# start of DATA SUPPLIED

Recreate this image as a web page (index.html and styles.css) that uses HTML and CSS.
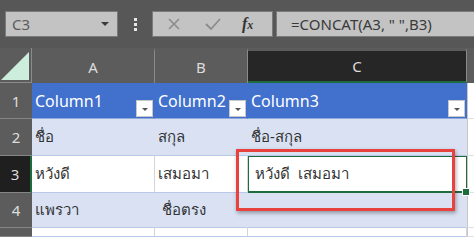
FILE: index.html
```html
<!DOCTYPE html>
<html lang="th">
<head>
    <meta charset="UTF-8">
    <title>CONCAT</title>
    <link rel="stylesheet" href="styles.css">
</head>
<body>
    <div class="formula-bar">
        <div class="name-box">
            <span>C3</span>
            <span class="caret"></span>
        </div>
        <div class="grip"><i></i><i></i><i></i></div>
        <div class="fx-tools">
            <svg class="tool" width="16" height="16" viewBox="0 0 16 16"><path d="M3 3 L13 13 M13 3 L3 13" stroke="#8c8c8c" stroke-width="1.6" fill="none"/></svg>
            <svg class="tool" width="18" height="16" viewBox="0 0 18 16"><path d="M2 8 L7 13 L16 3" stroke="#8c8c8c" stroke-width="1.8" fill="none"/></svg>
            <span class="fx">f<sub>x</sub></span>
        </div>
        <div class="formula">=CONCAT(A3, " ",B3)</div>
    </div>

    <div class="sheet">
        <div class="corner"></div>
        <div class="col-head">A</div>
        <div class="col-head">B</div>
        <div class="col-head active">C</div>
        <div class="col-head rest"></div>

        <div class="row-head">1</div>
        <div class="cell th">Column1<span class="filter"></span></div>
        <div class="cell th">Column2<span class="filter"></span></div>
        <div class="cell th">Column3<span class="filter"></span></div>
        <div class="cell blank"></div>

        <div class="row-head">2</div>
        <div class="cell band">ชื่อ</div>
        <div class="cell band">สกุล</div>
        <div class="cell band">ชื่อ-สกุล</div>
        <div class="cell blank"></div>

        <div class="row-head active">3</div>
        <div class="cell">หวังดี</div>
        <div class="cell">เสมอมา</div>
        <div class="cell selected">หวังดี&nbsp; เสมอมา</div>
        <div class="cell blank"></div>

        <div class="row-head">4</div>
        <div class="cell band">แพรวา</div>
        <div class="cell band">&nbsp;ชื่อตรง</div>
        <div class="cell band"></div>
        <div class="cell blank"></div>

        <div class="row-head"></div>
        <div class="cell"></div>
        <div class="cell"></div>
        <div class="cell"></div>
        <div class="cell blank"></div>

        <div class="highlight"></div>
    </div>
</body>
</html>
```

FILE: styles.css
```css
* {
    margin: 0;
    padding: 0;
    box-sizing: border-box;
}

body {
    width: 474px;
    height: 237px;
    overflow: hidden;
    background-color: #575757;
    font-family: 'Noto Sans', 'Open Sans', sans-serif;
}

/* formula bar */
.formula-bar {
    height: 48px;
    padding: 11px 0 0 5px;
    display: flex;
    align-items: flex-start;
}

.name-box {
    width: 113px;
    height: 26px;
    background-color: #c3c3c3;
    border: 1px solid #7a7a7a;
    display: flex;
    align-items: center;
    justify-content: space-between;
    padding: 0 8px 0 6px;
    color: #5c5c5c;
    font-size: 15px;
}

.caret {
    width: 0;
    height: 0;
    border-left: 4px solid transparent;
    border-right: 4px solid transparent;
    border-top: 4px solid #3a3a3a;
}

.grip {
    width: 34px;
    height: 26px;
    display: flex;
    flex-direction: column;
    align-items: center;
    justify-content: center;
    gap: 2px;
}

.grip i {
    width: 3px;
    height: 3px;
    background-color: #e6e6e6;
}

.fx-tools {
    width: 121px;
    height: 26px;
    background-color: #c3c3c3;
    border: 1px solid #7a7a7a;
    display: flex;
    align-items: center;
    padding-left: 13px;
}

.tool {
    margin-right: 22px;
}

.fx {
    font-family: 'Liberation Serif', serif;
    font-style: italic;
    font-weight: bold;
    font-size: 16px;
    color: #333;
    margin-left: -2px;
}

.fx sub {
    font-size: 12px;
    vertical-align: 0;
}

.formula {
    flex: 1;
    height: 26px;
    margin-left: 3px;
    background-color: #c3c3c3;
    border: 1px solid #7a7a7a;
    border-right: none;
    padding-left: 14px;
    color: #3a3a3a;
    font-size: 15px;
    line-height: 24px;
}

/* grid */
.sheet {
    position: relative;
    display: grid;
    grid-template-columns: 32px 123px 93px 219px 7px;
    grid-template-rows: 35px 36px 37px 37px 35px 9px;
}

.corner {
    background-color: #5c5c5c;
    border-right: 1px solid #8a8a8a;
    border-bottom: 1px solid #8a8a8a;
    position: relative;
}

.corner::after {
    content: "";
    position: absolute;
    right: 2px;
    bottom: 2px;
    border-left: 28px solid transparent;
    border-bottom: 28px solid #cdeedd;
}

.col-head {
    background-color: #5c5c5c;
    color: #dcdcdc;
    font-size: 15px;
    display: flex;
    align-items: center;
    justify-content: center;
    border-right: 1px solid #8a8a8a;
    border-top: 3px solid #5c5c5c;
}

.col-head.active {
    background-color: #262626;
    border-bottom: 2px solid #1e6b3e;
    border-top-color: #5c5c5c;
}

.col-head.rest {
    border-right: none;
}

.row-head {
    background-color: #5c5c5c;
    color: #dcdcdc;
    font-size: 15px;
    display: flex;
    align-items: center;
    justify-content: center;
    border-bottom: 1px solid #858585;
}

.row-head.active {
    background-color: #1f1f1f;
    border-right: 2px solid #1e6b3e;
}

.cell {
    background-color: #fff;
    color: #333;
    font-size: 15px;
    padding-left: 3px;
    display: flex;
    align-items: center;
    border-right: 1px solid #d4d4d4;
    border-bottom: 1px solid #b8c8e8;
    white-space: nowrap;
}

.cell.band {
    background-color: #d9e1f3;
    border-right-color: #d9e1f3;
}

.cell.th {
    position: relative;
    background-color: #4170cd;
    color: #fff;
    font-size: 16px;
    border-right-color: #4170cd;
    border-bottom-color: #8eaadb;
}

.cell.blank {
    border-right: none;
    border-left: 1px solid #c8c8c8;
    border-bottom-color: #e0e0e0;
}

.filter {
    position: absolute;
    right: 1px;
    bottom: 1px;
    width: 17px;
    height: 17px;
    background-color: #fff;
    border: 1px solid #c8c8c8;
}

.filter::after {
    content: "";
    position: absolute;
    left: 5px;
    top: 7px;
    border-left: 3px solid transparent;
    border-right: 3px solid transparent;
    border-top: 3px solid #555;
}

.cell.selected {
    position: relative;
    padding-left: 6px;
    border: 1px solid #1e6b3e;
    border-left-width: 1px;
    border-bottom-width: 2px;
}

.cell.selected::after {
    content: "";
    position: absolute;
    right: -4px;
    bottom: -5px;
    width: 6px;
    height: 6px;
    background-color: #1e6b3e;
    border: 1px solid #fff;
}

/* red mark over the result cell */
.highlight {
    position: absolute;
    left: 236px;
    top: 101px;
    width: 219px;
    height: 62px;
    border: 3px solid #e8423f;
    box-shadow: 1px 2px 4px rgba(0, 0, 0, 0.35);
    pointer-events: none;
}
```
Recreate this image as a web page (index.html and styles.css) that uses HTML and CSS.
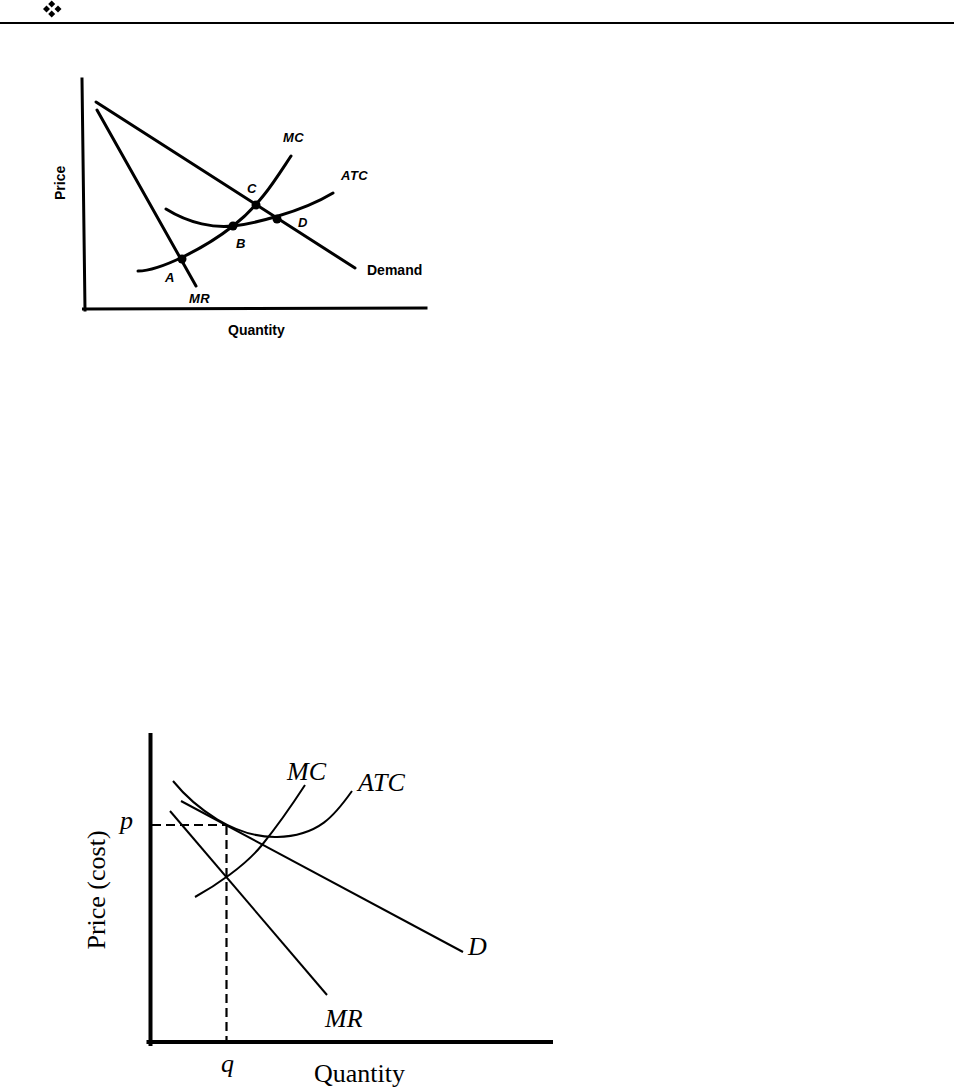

# end of DATA SUPPLIED

> [DIRECTIVE]: Your copy should repeat each entry above exactly but contain no pictures.

> [WRITTEN RESPONSE]:
Recreate this image as a web page (index.html and styles.css) that uses HTML and CSS.
FILE: index.html
```html
<!DOCTYPE html>
<html lang="th">
<head>
    <meta charset="UTF-8">
    <title>CONCAT</title>
    <link rel="stylesheet" href="styles.css">
</head>
<body>
    <div class="formula-bar">
        <div class="name-box">
            <span>C3</span>
            <span class="caret"></span>
        </div>
        <div class="grip"><i></i><i></i><i></i></div>
        <div class="fx-tools">
            <svg class="tool" width="16" height="16" viewBox="0 0 16 16"><path d="M3 3 L13 13 M13 3 L3 13" stroke="#8c8c8c" stroke-width="1.6" fill="none"/></svg>
            <svg class="tool" width="18" height="16" viewBox="0 0 18 16"><path d="M2 8 L7 13 L16 3" stroke="#8c8c8c" stroke-width="1.8" fill="none"/></svg>
            <span class="fx">f<sub>x</sub></span>
        </div>
        <div class="formula">=CONCAT(A3, " ",B3)</div>
    </div>

    <div class="sheet">
        <div class="corner"></div>
        <div class="col-head">A</div>
        <div class="col-head">B</div>
        <div class="col-head active">C</div>
        <div class="col-head rest"></div>

        <div class="row-head">1</div>
        <div class="cell th">Column1<span class="filter"></span></div>
        <div class="cell th">Column2<span class="filter"></span></div>
        <div class="cell th">Column3<span class="filter"></span></div>
        <div class="cell blank"></div>

        <div class="row-head">2</div>
        <div class="cell band">ชื่อ</div>
        <div class="cell band">สกุล</div>
        <div class="cell band">ชื่อ-สกุล</div>
        <div class="cell blank"></div>

        <div class="row-head active">3</div>
        <div class="cell">หวังดี</div>
        <div class="cell">เสมอมา</div>
        <div class="cell selected">หวังดี&nbsp; เสมอมา</div>
        <div class="cell blank"></div>

        <div class="row-head">4</div>
        <div class="cell band">แพรวา</div>
        <div class="cell band">&nbsp;ชื่อตรง</div>
        <div class="cell band"></div>
        <div class="cell blank"></div>

        <div class="row-head"></div>
        <div class="cell"></div>
        <div class="cell"></div>
        <div class="cell"></div>
        <div class="cell blank"></div>

        <div class="highlight"></div>
    </div>
</body>
</html>
```

FILE: styles.css
```css
* {
    margin: 0;
    padding: 0;
    box-sizing: border-box;
}

body {
    width: 474px;
    height: 237px;
    overflow: hidden;
    background-color: #575757;
    font-family: 'Noto Sans', 'Open Sans', sans-serif;
}

/* formula bar */
.formula-bar {
    height: 48px;
    padding: 11px 0 0 5px;
    display: flex;
    align-items: flex-start;
}

.name-box {
    width: 113px;
    height: 26px;
    background-color: #c3c3c3;
    border: 1px solid #7a7a7a;
    display: flex;
    align-items: center;
    justify-content: space-between;
    padding: 0 8px 0 6px;
    color: #5c5c5c;
    font-size: 15px;
}

.caret {
    width: 0;
    height: 0;
    border-left: 4px solid transparent;
    border-right: 4px solid transparent;
    border-top: 4px solid #3a3a3a;
}

.grip {
    width: 34px;
    height: 26px;
    display: flex;
    flex-direction: column;
    align-items: center;
    justify-content: center;
    gap: 2px;
}

.grip i {
    width: 3px;
    height: 3px;
    background-color: #e6e6e6;
}

.fx-tools {
    width: 121px;
    height: 26px;
    background-color: #c3c3c3;
    border: 1px solid #7a7a7a;
    display: flex;
    align-items: center;
    padding-left: 13px;
}

.tool {
    margin-right: 22px;
}

.fx {
    font-family: 'Liberation Serif', serif;
    font-style: italic;
    font-weight: bold;
    font-size: 16px;
    color: #333;
    margin-left: -2px;
}

.fx sub {
    font-size: 12px;
    vertical-align: 0;
}

.formula {
    flex: 1;
    height: 26px;
    margin-left: 3px;
    background-color: #c3c3c3;
    border: 1px solid #7a7a7a;
    border-right: none;
    padding-left: 14px;
    color: #3a3a3a;
    font-size: 15px;
    line-height: 24px;
}

/* grid */
.sheet {
    position: relative;
    display: grid;
    grid-template-columns: 32px 123px 93px 219px 7px;
    grid-template-rows: 35px 36px 37px 37px 35px 9px;
}

.corner {
    background-color: #5c5c5c;
    border-right: 1px solid #8a8a8a;
    border-bottom: 1px solid #8a8a8a;
    position: relative;
}

.corner::after {
    content: "";
    position: absolute;
    right: 2px;
    bottom: 2px;
    border-left: 28px solid transparent;
    border-bottom: 28px solid #cdeedd;
}

.col-head {
    background-color: #5c5c5c;
    color: #dcdcdc;
    font-size: 15px;
    display: flex;
    align-items: center;
    justify-content: center;
    border-right: 1px solid #8a8a8a;
    border-top: 3px solid #5c5c5c;
}

.col-head.active {
    background-color: #262626;
    border-bottom: 2px solid #1e6b3e;
    border-top-color: #5c5c5c;
}

.col-head.rest {
    border-right: none;
}

.row-head {
    background-color: #5c5c5c;
    color: #dcdcdc;
    font-size: 15px;
    display: flex;
    align-items: center;
    justify-content: center;
    border-bottom: 1px solid #858585;
}

.row-head.active {
    background-color: #1f1f1f;
    border-right: 2px solid #1e6b3e;
}

.cell {
    background-color: #fff;
    color: #333;
    font-size: 15px;
    padding-left: 3px;
    display: flex;
    align-items: center;
    border-right: 1px solid #d4d4d4;
    border-bottom: 1px solid #b8c8e8;
    white-space: nowrap;
}

.cell.band {
    background-color: #d9e1f3;
    border-right-color: #d9e1f3;
}

.cell.th {
    position: relative;
    background-color: #4170cd;
    color: #fff;
    font-size: 16px;
    border-right-color: #4170cd;
    border-bottom-color: #8eaadb;
}

.cell.blank {
    border-right: none;
    border-left: 1px solid #c8c8c8;
    border-bottom-color: #e0e0e0;
}

.filter {
    position: absolute;
    right: 1px;
    bottom: 1px;
    width: 17px;
    height: 17px;
    background-color: #fff;
    border: 1px solid #c8c8c8;
}

.filter::after {
    content: "";
    position: absolute;
    left: 5px;
    top: 7px;
    border-left: 3px solid transparent;
    border-right: 3px solid transparent;
    border-top: 3px solid #555;
}

.cell.selected {
    position: relative;
    padding-left: 6px;
    border: 1px solid #1e6b3e;
    border-left-width: 1px;
    border-bottom-width: 2px;
}

.cell.selected::after {
    content: "";
    position: absolute;
    right: -4px;
    bottom: -5px;
    width: 6px;
    height: 6px;
    background-color: #1e6b3e;
    border: 1px solid #fff;
}

/* red mark over the result cell */
.highlight {
    position: absolute;
    left: 236px;
    top: 101px;
    width: 219px;
    height: 62px;
    border: 3px solid #e8423f;
    box-shadow: 1px 2px 4px rgba(0, 0, 0, 0.35);
    pointer-events: none;
}
```
Recreate this image as a web page (index.html and styles.css) that uses HTML and CSS.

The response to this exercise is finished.